Saved data entries:
<<<<

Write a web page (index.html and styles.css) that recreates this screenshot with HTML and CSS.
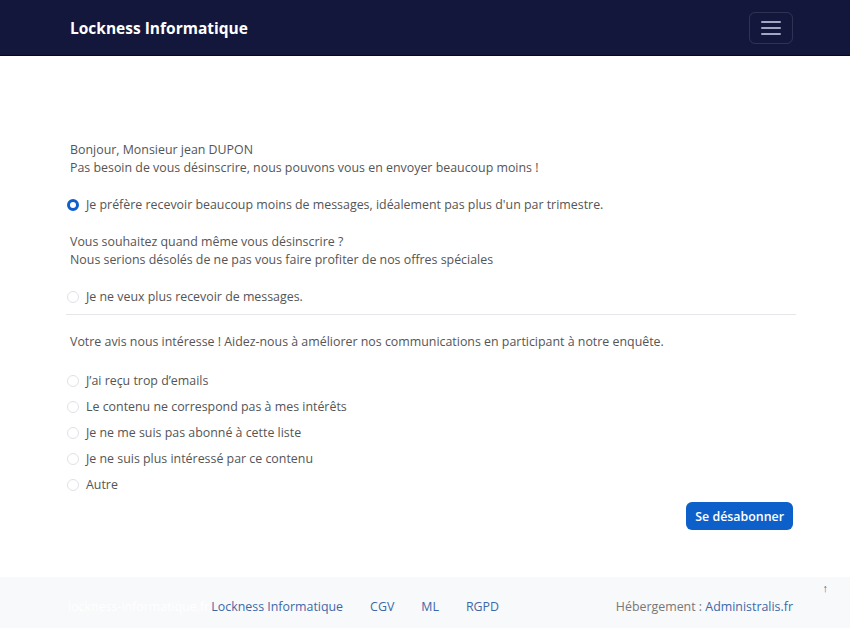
FILE: index.html
```html
<!DOCTYPE html>
<html lang="fr">
<head>
<meta charset="utf-8">
<title>Lockness Informatique</title>
<link rel="stylesheet" href="styles.css">
</head>
<body>
<header class="navbar">
  <div class="container nav-inner">
    <a class="brand" href="#">Lockness Informatique</a>
    <button class="toggler" type="button" aria-label="Menu">
      <svg width="20" height="16" viewBox="0 0 20 16"><path d="M1 2h18M1 8h18M1 14h18" stroke="#a4a7c4" stroke-width="2" stroke-linecap="round"/></svg>
    </button>
  </div>
</header>

<main class="container main">
  <p class="text">Bonjour, Monsieur jean DUPON<br>Pas besoin de vous désinscrire, nous pouvons vous en envoyer beaucoup moins !</p>
  <label class="radio"><input type="radio" name="choice" checked><span>Je préfère recevoir beaucoup moins de messages, idéalement pas plus d'un par trimestre.</span></label>
  <p class="text">Vous souhaitez quand même vous désinscrire ?<br>Nous serions désolés de ne pas vous faire profiter de nos offres spéciales</p>
  <label class="radio"><input type="radio" name="choice"><span>Je ne veux plus recevoir de messages.</span></label>
  <hr class="sep">
  <p class="text survey">Votre avis nous intéresse ! Aidez-nous à améliorer nos communications en participant à notre enquête.</p>
  <div class="reasons">
    <label class="radio"><input type="radio" name="reason"><span>J’ai reçu trop d’emails</span></label>
    <label class="radio"><input type="radio" name="reason"><span>Le contenu ne correspond pas à mes intérêts</span></label>
    <label class="radio"><input type="radio" name="reason"><span>Je ne me suis pas abonné à cette liste</span></label>
    <label class="radio"><input type="radio" name="reason"><span>Je ne suis plus intéressé par ce contenu</span></label>
    <label class="radio"><input type="radio" name="reason"><span>Autre</span></label>
  </div>
  <div class="actions"><button class="btn" type="button">Se désabonner</button></div>
</main>

<footer class="footer">
  <div class="container foot-inner">
    <div class="foot-left">
      <span class="ghost">lockness-informatique.fr</span>
      <a href="#">Lockness Informatique</a>
      <a href="#">CGV</a>
      <a href="#">ML</a>
      <a href="#">RGPD</a>
    </div>
    <div class="foot-right">Hébergement : <a href="#">Administralis.fr</a></div>
  </div>
  <a class="totop" href="#">↑</a>
</footer>
</body>
</html>
```

FILE: styles.css
```css
* { box-sizing: border-box; }
html, body { margin: 0; padding: 0; }
body {
  font-family: "Open Sans", "Noto Sans", sans-serif;
  font-size: 12.4px;
  color: #555;
  background: #fff;
}
.container { width: 730px; margin: 0 auto 0 66px; }

.navbar {
  background: #13173c;
  height: 56px;
  border-bottom: 1px solid #05062a;
}
.nav-inner {
  height: 100%;
  display: flex;
  align-items: center;
  justify-content: space-between;
  padding: 0 3px 0 4px;
}
.brand {
  color: #fff;
  text-decoration: none;
  font-weight: 700;
  font-size: 15.5px;
}
.toggler {
  width: 44px;
  height: 32px;
  border: 1px solid rgba(255,255,255,0.12);
  border-radius: 6px;
  background: transparent;
  display: flex;
  align-items: center;
  justify-content: center;
  padding: 0;
}

.main { padding: 85px 0 47px; }
.text {
  margin: 0 0 19px 4px;
  line-height: 18px;
}
.radio {
  display: flex;
  align-items: center;
  gap: 7px;
  line-height: 18px;
  margin: 0 0 19px 1px;
}
.radio input {
  margin: 0;
  width: 12px;
  height: 12px;
  appearance: none;
  -webkit-appearance: none;
  border: 1px solid #dee2e6;
  border-radius: 50%;
  background: #fff;
  flex: none;
}
.radio input:checked {
  border: 3.5px solid #0d5fc9;
}
.sep {
  border: 0;
  border-top: 1px solid #e4e6ea;
  margin: -11px 0 18px;
}
.survey { margin-bottom: 21px; }
.reasons .radio { margin-bottom: 8px; }
.actions {
  display: flex;
  justify-content: flex-end;
  padding-right: 3px;
  margin-top: 2px;
}
.btn {
  background: #0d5fc9;
  color: #fff;
  border: 0;
  border-radius: 6px;
  font-family: inherit;
  font-size: 12.4px;
  font-weight: 600;
  height: 28px;
  padding: 0 9px;
}

.footer {
  background: #f8f9fb;
  height: 51px;
  position: relative;
}
.foot-inner {
  height: 100%;
  display: flex;
  align-items: center;
  justify-content: space-between;
  padding: 7px 3px 0 2px;
}
.foot-left { display: flex; align-items: center; gap: 27px; }
.foot-left .ghost { color: #fff; margin-right: -25px; }
.footer a { color: #3d68a8; text-decoration: none; }
.foot-right { color: #777; }
.totop {
  position: absolute;
  right: 22px;
  top: 3px;
  font-size: 11px;
}
```
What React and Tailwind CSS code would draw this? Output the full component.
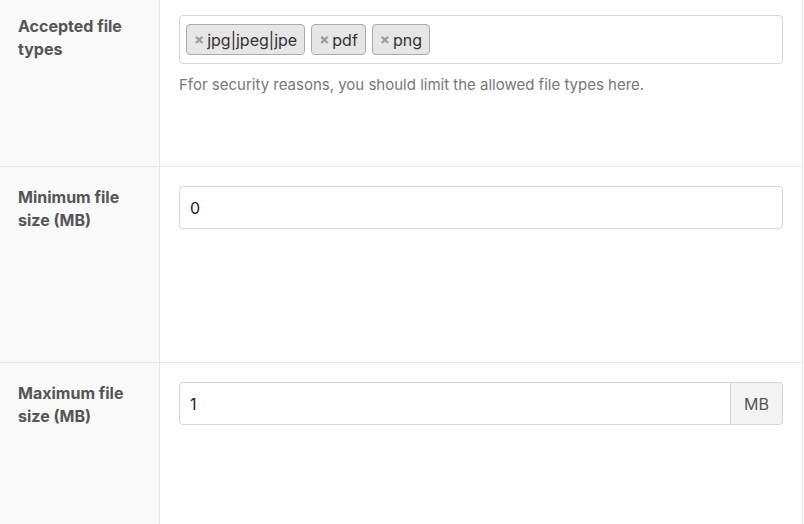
import { useState } from "react"

const tags = ["jpg|jpeg|jpe", "pdf", "png"]

function Label({ text, first = false }) {
  return (
    <div className={`w-[160px] shrink-0 bg-[#f9f9f9] border-r border-[#e5e5e5] pl-[18px] pr-4 ${first ? "pt-[15px]" : "pt-[19px]"}`}>
      <div className="text-[16px] leading-[23px] font-bold text-[#555]">{text}</div>
    </div>
  )
}

export default function App() {
  const [items, setItems] = useState(tags)
  const [min, setMin] = useState("0")
  const [max, setMax] = useState("1")

  return (
    <div className="w-[804px] h-[524px] overflow-hidden bg-white font-['Inter',sans-serif]">
      <div className="w-[803px] border-r border-[#e5e5e5] h-full">
        <div className="flex h-[167px] border-b border-[#e8e8e8]">
          <Label text="Accepted file types" first />
          <div className="flex-1 px-[19px] pt-[15px]">
            <div className="h-[49px] border border-[#d4d6de] rounded-[4px] flex items-center gap-[6px] px-[6px]">
              {items.map((t) => (
                <span
                  key={t}
                  className="h-[31px] flex items-center gap-[3px] px-[7px] bg-[#e6e6e6] border border-[#aaa] rounded-[4px] text-[16px] text-[#333]"
                >
                  <button onClick={() => setItems(items.filter((i) => i !== t))} className="text-[#999] text-[15px] font-bold leading-none">
                    ×
                  </button>
                  {t}
                </span>
              ))}
            </div>
            <p className="mt-[10px] text-[15px] text-[#777]">
              Ffor security reasons, you should limit the allowed file types here.
            </p>
          </div>
        </div>
        <div className="flex h-[196px] border-b border-[#e8e8e8]">
          <Label text="Minimum file size (MB)" />
          <div className="flex-1 px-[19px] pt-[19px]">
            <input
              value={min}
              onChange={(e) => setMin(e.target.value)}
              className="w-full h-[43px] border border-[#d4d6de] rounded-[4px] px-[10px] text-[16px] text-[#222] outline-none"
            />
          </div>
        </div>
        <div className="flex h-[170px]">
          <Label text="Maximum file size (MB)" />
          <div className="flex-1 px-[19px] pt-[19px]">
            <div className="flex h-[43px]">
              <input
                value={max}
                onChange={(e) => setMax(e.target.value)}
                className="flex-1 min-w-0 border border-[#d4d6de] rounded-l-[4px] px-[10px] text-[16px] text-[#222] outline-none"
              />
              <span className="w-[52px] flex items-center justify-center border border-l-0 border-[#d4d6de] rounded-r-[4px] bg-[#f3f3f3] text-[16px] text-[#555]">
                MB
              </span>
            </div>
          </div>
        </div>
      </div>
    </div>
  )
}
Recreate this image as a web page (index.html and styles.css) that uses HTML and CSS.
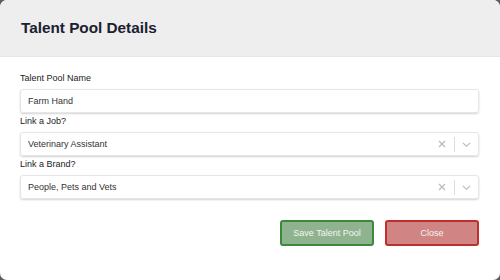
FILE: index.html
```html
<!DOCTYPE html>
<html lang="en">
<head>
    <meta charset="UTF-8">
    <title>Talent Pool Details</title>
    <link rel="stylesheet" href="styles.css">
</head>
<body>
<div class="modal">
    <div class="modal-header">
        <h2>Talent Pool Details</h2>
    </div>
    <div class="modal-body">
        <label class="field-label">Talent Pool Name</label>
        <div class="input">Farm Hand</div>

        <label class="field-label">Link a Job?</label>
        <div class="select">
            <span class="select-value">Veterinary Assistant</span>
            <span class="select-clear">
                <svg width="8" height="8" viewBox="0 0 8 8"><path d="M1 1l6 6M7 1l-6 6" stroke="#bbb" stroke-width="1.3"/></svg>
            </span>
            <span class="select-sep"></span>
            <span class="select-arrow">
                <svg width="9" height="5" viewBox="0 0 9 5"><path d="M0.8 0.8l3.7 3.4 3.7-3.4" fill="none" stroke="#bbb" stroke-width="1.1"/></svg>
            </span>
        </div>

        <label class="field-label">Link a Brand?</label>
        <div class="select">
            <span class="select-value">People, Pets and Vets</span>
            <span class="select-clear">
                <svg width="8" height="8" viewBox="0 0 8 8"><path d="M1 1l6 6M7 1l-6 6" stroke="#bbb" stroke-width="1.3"/></svg>
            </span>
            <span class="select-sep"></span>
            <span class="select-arrow">
                <svg width="9" height="5" viewBox="0 0 9 5"><path d="M0.8 0.8l3.7 3.4 3.7-3.4" fill="none" stroke="#bbb" stroke-width="1.1"/></svg>
            </span>
        </div>

        <div class="actions">
            <button class="btn btn-save">Save Talent Pool</button>
            <button class="btn btn-close">Close</button>
        </div>
    </div>
</div>
</body>
</html>
```

FILE: styles.css
```css
html, body {
    margin: 0;
    height: 100%;
    background: #5c5c5c;
}

body {
    font-family: "Liberation Sans", Arial, sans-serif;
    color: #222;
}

.modal {
    height: 280px;
    background: #fff;
    border-radius: 7px;
    overflow: hidden;
}

.modal-header {
    height: 57px;
    background: #eeeeee;
    border-bottom: 1px solid #e6e6e6;
    box-sizing: border-box;
    display: flex;
    align-items: center;
    padding: 0 20px;
}

.modal-header h2 {
    margin: 0 0 1px 1px;
    font-size: 15.3px;
    font-weight: bold;
    color: #1c2030;
}

.modal-body {
    padding: 15px 21px 0 20px;
    display: flex;
    flex-direction: column;
}

.field-label {
    font-size: 9px;
    line-height: 13px;
    margin-bottom: 4px;
}

.input,
.select {
    height: 24px;
    box-sizing: border-box;
    border: 1px solid #e6e6e6;
    border-radius: 3px;
    box-shadow: 0 1px 2px rgba(0, 0, 0, 0.18);
    font-size: 9px;
    color: #333;
    margin-bottom: 2px;
}

.input {
    padding: 0 7px;
    line-height: 22px;
}

.select {
    display: flex;
    align-items: center;
    padding-left: 7px;
}

.select-value {
    flex: 1;
}

.select-clear {
    width: 14px;
    display: flex;
    justify-content: center;
}

.select-sep {
    width: 1px;
    height: 15px;
    background: #ddd;
    margin: 0 3px 0 5px;
}

.select-arrow {
    width: 16px;
    display: flex;
    justify-content: center;
    margin-right: 4px;
}

.actions {
    display: flex;
    justify-content: flex-end;
    gap: 11px;
    margin-top: 19px;
}

.btn {
    width: 94px;
    height: 26px;
    border-radius: 3px;
    font-family: "Liberation Sans", Arial, sans-serif;
    font-size: 9px;
    color: #f4f4f4;
    padding: 0;
}

.btn-save {
    background: #8fb38f;
    border: 2px solid #3b8a3b;
}

.btn-close {
    background: #d18484;
    border: 2px solid #c12e2e;
}
```
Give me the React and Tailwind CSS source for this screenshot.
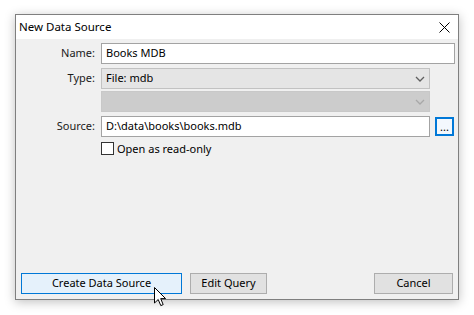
import React from "react";

function Chevron({ color }) {
  return (
    <svg width="10" height="6" viewBox="0 0 10 6" className="shrink-0">
      <path d="M1 1 L5 5 L9 1" fill="none" stroke={color} strokeWidth="1.3" />
    </svg>
  );
}

function Cursor() {
  return (
    <svg width="13" height="20" viewBox="0 0 13 20" className="absolute left-[154px] top-[287px]">
      <path
        d="M0.5 0.5 L0.5 16 L4.2 12.5 L6.8 18.6 L9.2 17.6 L6.7 11.6 L11.6 11.6 Z"
        fill="#fff"
        stroke="#000"
        strokeWidth="1"
        strokeLinejoin="miter"
      />
    </svg>
  );
}

export default function App() {
  return (
    <div
      className="relative w-[474px] h-[315px] bg-white overflow-hidden text-[11px] text-black"
      style={{ fontFamily: '"Noto Sans", "Open Sans", sans-serif' }}
    >
      <div className="absolute left-[15px] top-[14px] w-[444px] h-[286px] border border-[#7f7f7f] shadow-[0_2px_10px_rgba(0,0,0,0.25)] flex flex-col bg-[#f0f0f0]">
        <div className="h-[24px] bg-white flex items-center justify-between pl-[3px] pr-[8px]">
          <span className="leading-none text-[11.5px]">New Data Source</span>
          <svg width="11" height="11" viewBox="0 0 11 11">
            <path d="M0.5 0.5 L10.5 10.5 M10.5 0.5 L0.5 10.5" stroke="#000" strokeWidth="1" />
          </svg>
        </div>
        <div className="flex-1 flex flex-col pt-[4px] pr-[3px]">
          <div className="flex items-center h-[21px]">
            <div className="w-[80px] text-right pr-[1px] text-[#1a1a1a]">Name:</div>
            <div className="ml-[5px] w-[354px] h-[21px] bg-white border border-[#a3a3a3] flex items-center pl-[4px]">
              Books MDB
            </div>
          </div>
          <div className="flex items-center h-[21px] mt-[4px]">
            <div className="w-[80px] text-right pr-[1px] text-[#1a1a1a]">Type:</div>
            <div className="ml-[5px] w-[329px] h-[21px] bg-[#e5e5e5] border border-[#c2c2c2] flex items-center justify-between pl-[4px] pr-[4px]">
              <span>File: mdb</span>
              <Chevron color="#606060" />
            </div>
          </div>
          <div className="flex items-center h-[21px] mt-[2px]">
            <div className="w-[80px]"></div>
            <div className="ml-[5px] w-[329px] h-[21px] bg-[#cccccc] border border-[#c8c8c8] flex items-center justify-end pr-[4px]">
              <Chevron color="#a8a8a8" />
            </div>
          </div>
          <div className="flex items-center h-[21px] mt-[4px]">
            <div className="w-[80px] text-right pr-[1px] text-[#1a1a1a]">Source:</div>
            <div className="ml-[5px] w-[329px] h-[21px] bg-white border border-[#a3a3a3] flex items-center pl-[4px]">
              D:\data\books\books.mdb
            </div>
            <div className="ml-[5px] w-[19px] h-[19px] border-2 border-[#0078d7] bg-[#f3f8fd] flex items-end justify-center text-[11px] leading-[12px] pb-[1px]">
              ...
            </div>
          </div>
          <div className="flex items-center mt-[5px] ml-[85px] h-[13px]">
            <div className="w-[13px] h-[13px] border border-[#333] bg-white"></div>
            <span className="ml-[3px] leading-[13px]">Open as read-only</span>
          </div>
          <div className="flex-1"></div>
          <div className="flex items-center h-[21px] mb-[5px] pl-[5px] pr-[2px]">
            <div className="w-[161px] h-[21px] bg-[#e5f1fb] border border-[#0078d7] flex items-center justify-center">
              Create Data Source
            </div>
            <div className="ml-[8px] w-[77px] h-[21px] bg-[#e1e1e1] border border-[#adadad] flex items-center justify-center">
              Edit Query
            </div>
            <div className="flex-1"></div>
            <div className="w-[79px] h-[21px] bg-[#e1e1e1] border border-[#adadad] flex items-center justify-center">
              Cancel
            </div>
          </div>
        </div>
      </div>
      <Cursor />
    </div>
  );
}
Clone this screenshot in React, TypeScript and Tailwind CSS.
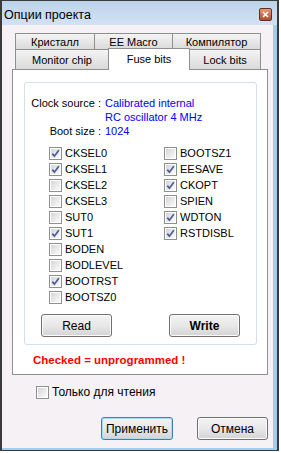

>>>>

What you need to do - Reproduce nothing but the lines from the one with "What React and" to the one with "const [max, setMax]", both lines included, and keep every picture out of the copy.

Response for this exercise -
What React and Tailwind CSS code would draw this? Output the full component.
import { useState } from "react"

const tags = ["jpg|jpeg|jpe", "pdf", "png"]

function Label({ text, first = false }) {
  return (
    <div className={`w-[160px] shrink-0 bg-[#f9f9f9] border-r border-[#e5e5e5] pl-[18px] pr-4 ${first ? "pt-[15px]" : "pt-[19px]"}`}>
      <div className="text-[16px] leading-[23px] font-bold text-[#555]">{text}</div>
    </div>
  )
}

export default function App() {
  const [items, setItems] = useState(tags)
  const [min, setMin] = useState("0")
  const [max, setMax] = useState("1")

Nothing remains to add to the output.